Tandis que les partis extrémistes utilisent le climat anxiogène au profit de l’instrumentalisation et d’un amalgame autour de l’islam, l’islamisme radical, lui, croît avec la dynamique européenne tel que l’on peut observer. Selon les dernières informations, 90 Italiens ont quitté le pays pour la Syrie[6] – des chiffres moins élevés que ce que l’on observe par exemple en France et en Belgique. La radicalisation est donc toutefois bien présente sur le sol italien – l’expert en relations internationales Lorenzo Vidino parlant même d’un home-grown islamism italien[7]. Le gouvernement, dans son combat contre les cercles de promotion de la violence, procède d’ailleurs à des expulsions plus régulières. Redjep Ljimani, salafiste expulsé en janvier, fut ainsi le 67ème à faire l’objet d’une telle procédure depuis la fin de 2014[8]. Malgré cette politique et aux lendemains des attaques à Bruxelles, le Premier Ministre a toutefois rappelé que l’Italie a prise « toutes les mesures de sécurité nécessaires, bien qu’il n’y ait pas de preuves quant à une menace spécifique en Italie »[9].
Conclusion
Il est évident que l’Italie n’est pas une exception dans le cadre de la montée du populisme et de l’extrémisme. La situation ne devrait d’ailleurs pas changer dans l’avenir proche, en particulier en ce qui concerne l’intensification du conflit au Moyen Orient et l’augmentation du flux migratoire à destination de l’Europe. Comme rarement auparavant, la population est une cible très exposée à l’argumentation populiste et il faudra à l’UE une position unifiée pour la contrer. La solution, aujourd’hui, semble être l’information, seul instrument capable de lutter face à l’amalgame et la peur afin de donner à la population une réflexion réaliste et indépendante, base de la tolérance.
Sources:
[1] Europe 1 (2011): Tour d’Europe des affiches de la haine, on: www.lelab.europe1.fr.

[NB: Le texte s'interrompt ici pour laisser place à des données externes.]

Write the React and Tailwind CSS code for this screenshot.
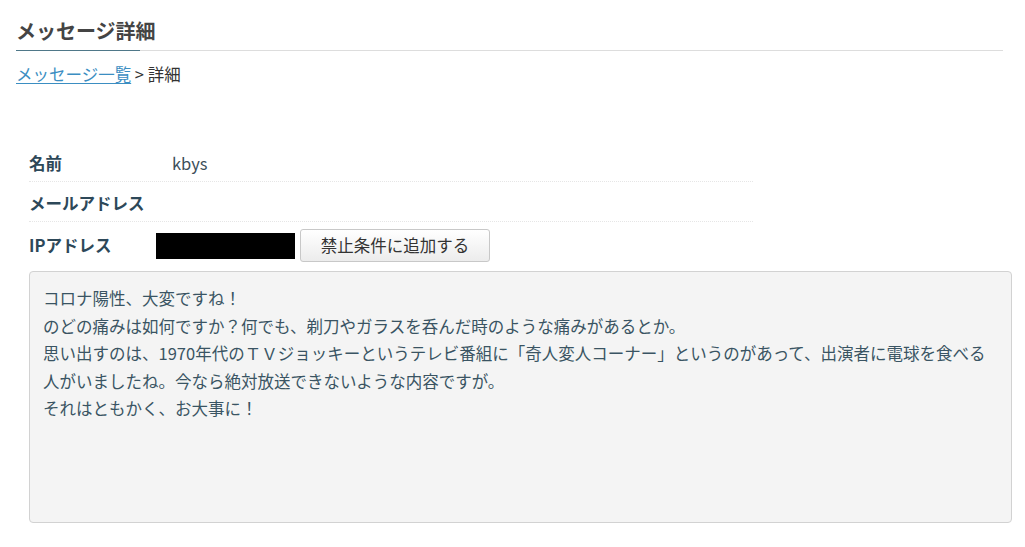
import React from "react";

// Message detail page — admin view of a single message
const rows = [
  { label: "名前", value: "kbys" },
  { label: "メールアドレス", value: "" },
];

const body = [
  "コロナ陽性、大変ですね！",
  "のどの痛みは如何ですか？何でも、剃刀やガラスを呑んだ時のような痛みがあるとか。",
  "思い出すのは、1970年代のＴＶジョッキーというテレビ番組に「奇人変人コーナー」というのがあって、出演者に電球を食べる",
  "人がいましたね。今なら絶対放送できないような内容ですが。",
  "それはともかく、お大事に！",
];

function App() {
  return (
    <div className="min-h-screen bg-white font-['Noto_Sans_CJK_JP',sans-serif] text-[16.5px] text-[#333]">
      <div className="pl-[16px] pt-[16px]">
        {/* ── Title ── */}
        <div className="w-[987px]">
          <h1 className="text-[20px] font-bold leading-[30px] text-[#444] pb-[4px]">メッセージ詳細</h1>
          <div className="flex h-px">
            <div className="w-[124px] bg-[#4f7889]"></div>
            <div className="flex-1 bg-[#dddddd]"></div>
          </div>
        </div>

        {/* ── Breadcrumb ── */}
        <div className="mt-[10px] leading-[27px]">
          <a href="#" className="text-[#3b8ec2] underline underline-offset-2">メッセージ一覧</a>
          <span> &gt; 詳細</span>
        </div>
      </div>

      {/* ── Detail table ── */}
      <div className="ml-[29px] mt-[54px] w-[724px] text-[#34505f]">
        {rows.map((r) => (
          <div key={r.label} className="grid grid-cols-[127px_1fr] pt-2 pb-1 leading-[27px] border-b border-dotted border-[#e6e6e6]">
            <div className="font-bold text-[#2d4859]">{r.label}</div>
            <div className="pl-4 text-[#3d4f5a]">{r.value}</div>
          </div>
        ))}
        <div className="grid grid-cols-[127px_1fr] items-center pt-[7px]">
          <div className="font-bold text-[#2d4859] leading-[27px]">IPアドレス</div>
          <div className="flex items-center gap-[5px]">
            <div className="w-[139px] h-[26px] bg-black"></div>
            <button
              type="button"
              className="w-[190px] h-[33px] rounded-[3px] border border-[#c8c8c8] bg-gradient-to-b from-white to-[#ececec] text-[#333] text-[16.5px] leading-none"
            >
              禁止条件に追加する
            </button>
          </div>
        </div>
      </div>

      {/* ── Message body ── */}
      <div className="ml-[29px] mt-[9px] w-[983px] h-[252px] rounded-[4px] border border-[#d2d2d2] bg-[#f4f4f4] px-[13px] pt-[13px] text-[#3a5463] leading-[27.5px]">
        {body.map((line, i) => (
          <div key={i} className="whitespace-nowrap">{line}</div>
        ))}
      </div>
    </div>
  );
}

export default App;
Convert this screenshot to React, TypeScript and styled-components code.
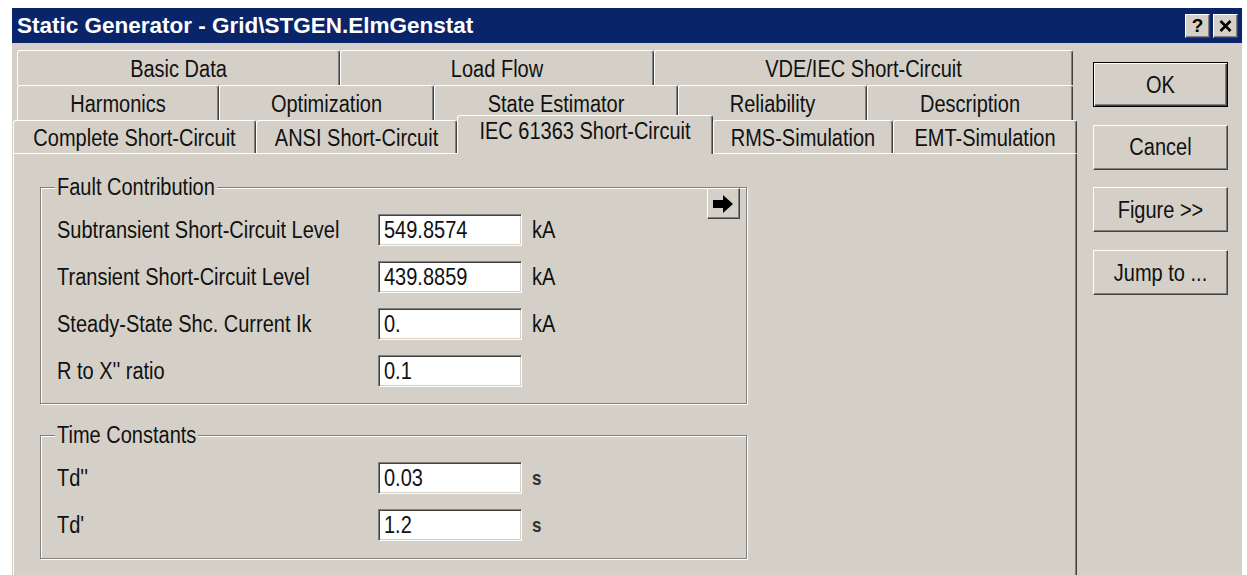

[2] Allegranti (David) (2016): “Chi è il populista nell’Italia di Beppe Grillo”, on: www.wired.it, Attualità.
[3] Elezioni 2013. Il Sole 24 ore. Italia (2013). Web Mar 2016.
[4] Marceddu, David (2015): “Parigi, Giorgetti: crocifisso nelle scuole. Merola non ci sta”, on: Il Fatto Quotidiano.
[5] Il Fatto Quotidiano (2015): “Terrorismo, Renzi: “Un miliardo per la sicurezza e uno per la cultura. La bellezza sarà più forte della barbarie””, on: www.ilfattoquotidiano.it.
[6] Marone, Francesco (2016): Italian Jihadists in Syria and Iraq, on: www.jtr.st-andrews.ac.uk.
[7] Vidino, Lorenzo (2014): Home-Grown Jihadism in Italy, on: www.ispionline.it.
[8] Repubblica.it (2016): Espulso padre dello studente che dopo gli attentati di Parigi inneggiava all’Is in classe, on: www.repubblica.it.
[9] Ansa (2016): Renzy says all terror measures taken, no specific threat, on: www.ansa.it.